Massacre of Tranent is located in Scotland
Massacre of Tranent
Location Tranent, Haddingtonshire, Scotland, Great Britain
Date Tuesday, 29 August 1797
Target Anti-conscription protesters
Perpetrators Cinque Ports Light Dragoons

The Massacre of Tranent took place on 29 August 1797 in the town of Tranent, East Lothian, Scotland.

On 28 August a proclamation was drawn up by local people to object to the conscription of Scots into the British Militia, to be used either for controlling their own people or for deployment elsewhere. The proclamation comprised four clauses:-

  1. We declare that we unanimously disapprove of the late Act of Parliament for raising 6000 militiamen in Scotland.
  2. We declare that we will assist each other in endeavouring to repeal the said Act.
  3. We declare that we are peaceably disposed; and should you, in endeavouring to execute the said Act, urge us to adopt coercive measures, we must look upon you to be the aggressors, and as responsible to the nation for all the consequences that may follow.
  4. Although we may be overpowered in effecting the said resolution, and dragged from our parents, friends, and employment, to be made soldiers of, you can infer from this what trust can be reposed in us if ever we are called upon to disperse our fellow-countrymen, or to oppose a foreign foe.

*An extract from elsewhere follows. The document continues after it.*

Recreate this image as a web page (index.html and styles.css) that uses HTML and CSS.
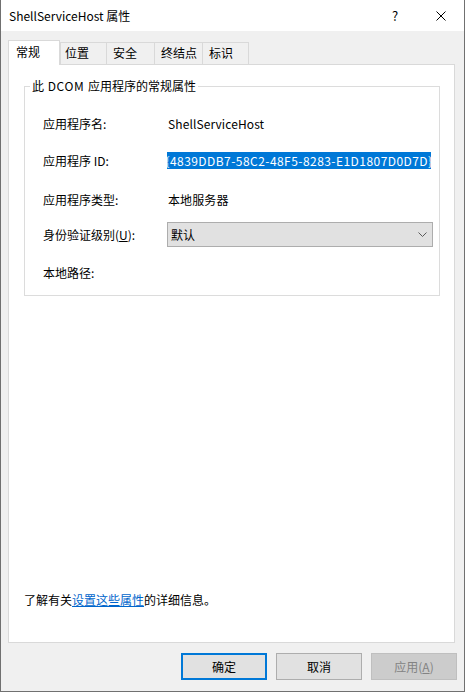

This measure may have been encouraged or incited by the United Scotsmen, a secret society spread throughout Scotland who were believed to be intent on insurgence and the setting up of a Scottish government under Muir of Huntershill. It is believed they had been involved in similar protests elsewhere over the 1797 Militia Act.

The following day, 29 August, the proclamation was handed to Major Wight, the commanding officer of the recruitment squad; it was initially ignored. Later, when a contingent from the local colliery communities, led by 'Jackie' (Joan) Crookston confronted the troops, their response was swift and bloody. Several of the protesters, including Crookston, were shot dead out of hand.

The protesters fled from the centre of the small town into the countryside, pursued by the Cinque Port Light Dragoons, who are reported to have cut down people indiscriminately, caring little whether they were involved in the protest or not. Casualty estimates range from around a dozen to twenty or more men, women and children dead, with more injured.

After the slaughter the troopers are alleged to have carried out rapes and pillage in the small town.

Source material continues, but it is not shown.